JUDGEMENT
S.S.NIJJAR, J. -
(1.) HEARD learned Counsel for the parties.
The petitioner is being prosecuted for offences under Sections 420/120-B IPC read with Section 13(1)(d) read with Section 13(2) of the Prevention of Corruption Act. He made an application under Section 91 Cr.P.C. for production/summoning of certain documents. It was specifically prayed that complaint dated 22.4.1996 be produced in Court. He had also wanted the production of reports made by Harbhajan Singh, Inspector (Vigilance Bureau), Bachittar Singh, Inspector (Vigilance Bureau), Paras Ram, D.S.P. (Vigilance Bureau), Sukhbir Singh, D.S.P. (Vigilance Bureau), and other officers were also required to be summoned before framing of charge. Similar applications were also made by Ajit Singh Sidhu seeking directions for production of complaint dated 21.1.1997. It was argued on behalf of the State that the petitioner has merely tried to create a defence on the basis of the complaint. After hearing the learned Counsel for the parties, the learned Special Judge, Ropar, has dismissed the application. The learned Special Judge has found that the documents are irrelevant. He has also held that these documents can, in any event, be summoned in defence evidence.
(2.) LEARNED Counsel for the petitioner, Mr. J.J.M.S. Bhalla, submits that the approach adopted by the learned Special Judge is against the settled law. In support of his submission, learned Counsel has relied on a judgment of the Supreme Court in Shri Satish Mehra v. Delhi Administration and another, J.T. 1996(7) S.C. 6 : 1996(3) RCR (Crl.) 411 (SC)

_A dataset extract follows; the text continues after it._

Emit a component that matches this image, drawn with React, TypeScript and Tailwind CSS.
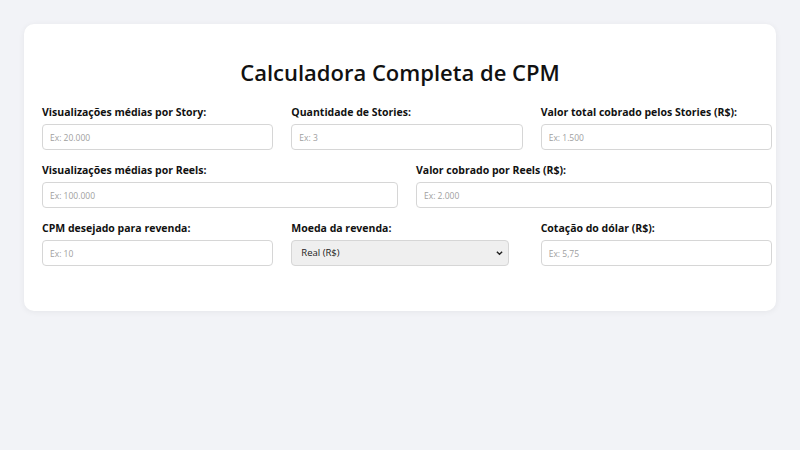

On the other hand, Mr. J.S. Brar, learned Deputy Advocate General, Punjab, has vehemently argued that the complaint which is sought to be relied on by the petitioner has, actually, been found to be baseless. This plea is specifically taken in paragraph 4 of the written statement filed by the respondent. It is stated that during investigation complaint dated 22.4.1996 was found to be baseless and thereafter the case against the accused was registered after thorough enquiry into the complaint against other co-accused. Learned Deputy Advocate General has relied on a judgment of the Madras High Court in the case of P. Nallammal v. State, 1999(3) R.C.R. (Crl.) 347 and a judgment of the Supreme Court in the case of Umar Abdul Sakoor Sorathia v. Intelligence Officer, Narcotics Control Bureau, 1999(3) R.C.R. 658. On the basis of the judgment of the Supreme Court in Umar Abdul's case (supra), Mr. Brar submits that at the stage of framing of charge, the learned Magistrate is not required to go deep into the matter.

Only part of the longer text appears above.